Indicating that since ‘a misuse of power by the Turkish administration for political purposes’ was involved in both cases and it also ‘entailed the issue of the independence of the judiciary’, a severe violation was concerned, Türmen stated that an ‘infringement proceeding’ has become ‘the last resort for the implementation of the ECHR’s judgements’.
He also noted, in reference to Kavala and Demirtaş having been subjected to seemingly new accusations after the ECHR rulings, that ‘Turkey’s refusal took a creative form’ as in both cases it ‘invented new cases’.
“Now they [Kavala and Demirtaş] are deprived of their liberty for other offences,” he said.
Çalı went on to elaborate on the same issue. “Turkey is saying to the Committee of Ministers that it either implemented judgements, or there’s no judgement to be implemented. It’s saying that they [Kavala and Demirtaş] were re-detained,” she said. “Turkey is not implementing, as understood by the Ministers.”
Warning against possible long delay in proceedings
Çalı warned against the possibility of serious delays in the course of infringement proceedings, referring to the ‘Mammadov Case’, which she said took a year for the ECHR to reach a decision.
Mammadov, a prominent opposition politician in Azerbaijan, was arrested in February 2013, only a short time before the presidential elections. The ECHR decided in May 2014 that his rights were violated. After the non-compliance of the Azerbaijan judiciary with the ECHR judgement the CoE Committee of Ministers, for the first time in its history, initiated on 5 December 2017 infringement proceedings against Azerbaijan for failing to comply with the ECHR judgment. However, the ECHR decided only 16 months later, on April 1 2019, that there had been a violation of Article 46 by Azerbaijan.
Türmen: ‘Releasing them is not enough, the charges should be annulled’
Çalı also warned that the remedial action in the cases of Demirtaş and Kavala was not only about their release. “It’s possible that they can end up in the same situation after they’ve been released,” she said.
Stating that the cases implied a ‘crossroads’ for Turkey, Türmen also affirmed that ‘the release of Demirtaş and Kavala would not be enough’, and that the Turkish judiciary ‘should annul’ all the charges against them.

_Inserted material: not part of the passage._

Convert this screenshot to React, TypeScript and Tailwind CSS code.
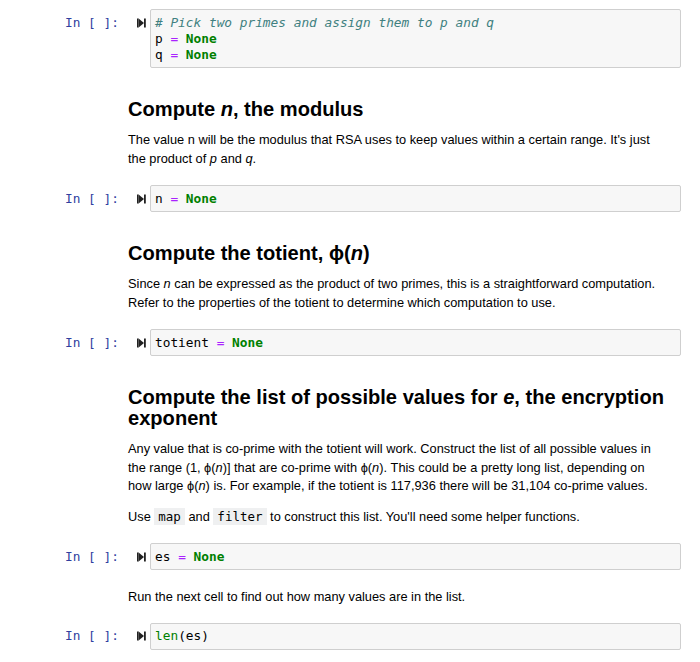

Çalı: ‘Not Kafkaesque, but post truth’
Indicating that the cases against both Kavala and Demirtaş were ‘wholly fictitious’, Çalı said, “I wouldn’t call it Kafkaesque. I would call it post truth. We see how easily the judiciary may become part of misinformation in society.”
Türmen concluded with a warning that in the case of Turkey’s insistence on non-compliance with ECHR judgements, the last measure by the Committee of Ministers could be expelling Turkey from the Council of Europe.
If that happened, he added, “the line of the Turkish Republic since its foundation would be altered. It’s possible that on such an incident, authoritarian values would replace the line of adherence to universal values.”